- OBJECTIVE:
Copy each line of the entries beneath that contains the word "Write".
— START OF RECORDS TO USE —
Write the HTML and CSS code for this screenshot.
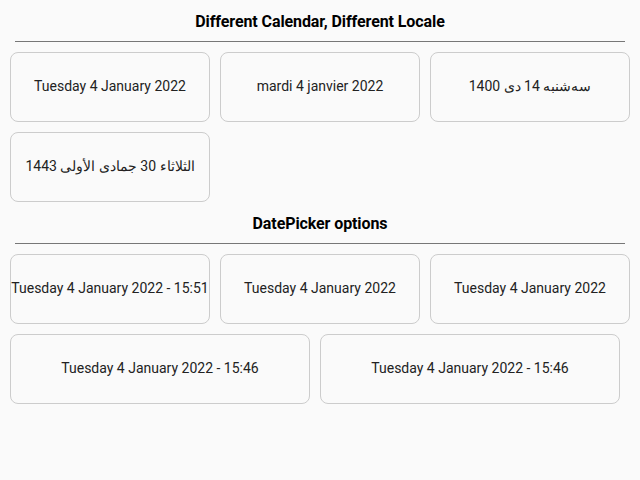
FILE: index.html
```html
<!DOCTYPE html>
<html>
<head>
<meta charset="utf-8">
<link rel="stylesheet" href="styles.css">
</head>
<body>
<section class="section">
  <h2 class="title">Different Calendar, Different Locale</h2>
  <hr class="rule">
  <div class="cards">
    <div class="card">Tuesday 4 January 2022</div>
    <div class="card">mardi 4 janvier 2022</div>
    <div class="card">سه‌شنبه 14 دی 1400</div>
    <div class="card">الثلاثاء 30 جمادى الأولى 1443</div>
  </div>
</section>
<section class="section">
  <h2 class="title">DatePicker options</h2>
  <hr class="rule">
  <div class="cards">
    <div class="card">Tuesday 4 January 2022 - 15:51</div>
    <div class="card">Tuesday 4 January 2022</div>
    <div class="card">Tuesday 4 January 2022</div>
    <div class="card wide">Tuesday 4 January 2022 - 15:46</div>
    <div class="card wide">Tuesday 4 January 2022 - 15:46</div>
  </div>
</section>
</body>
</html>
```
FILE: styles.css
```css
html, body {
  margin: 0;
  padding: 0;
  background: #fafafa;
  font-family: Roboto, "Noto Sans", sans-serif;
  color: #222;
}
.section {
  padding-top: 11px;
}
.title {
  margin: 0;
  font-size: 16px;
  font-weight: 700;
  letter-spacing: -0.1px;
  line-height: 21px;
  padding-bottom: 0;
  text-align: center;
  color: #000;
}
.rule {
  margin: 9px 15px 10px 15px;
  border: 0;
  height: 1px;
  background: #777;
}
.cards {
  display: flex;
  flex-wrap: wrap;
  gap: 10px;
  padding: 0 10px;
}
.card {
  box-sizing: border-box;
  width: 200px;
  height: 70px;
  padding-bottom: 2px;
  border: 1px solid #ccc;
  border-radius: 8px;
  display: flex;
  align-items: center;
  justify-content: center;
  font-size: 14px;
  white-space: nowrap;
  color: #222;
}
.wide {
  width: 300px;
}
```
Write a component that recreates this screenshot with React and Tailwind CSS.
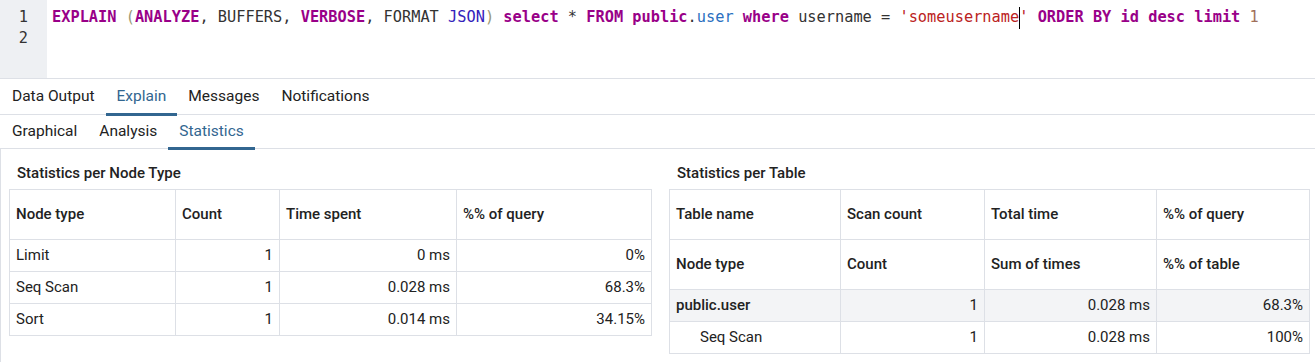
— END OF RECORDS TO USE —
- PROBLEM SOLUTION:
Write the HTML and CSS code for this screenshot.
Write a component that recreates this screenshot with React and Tailwind CSS.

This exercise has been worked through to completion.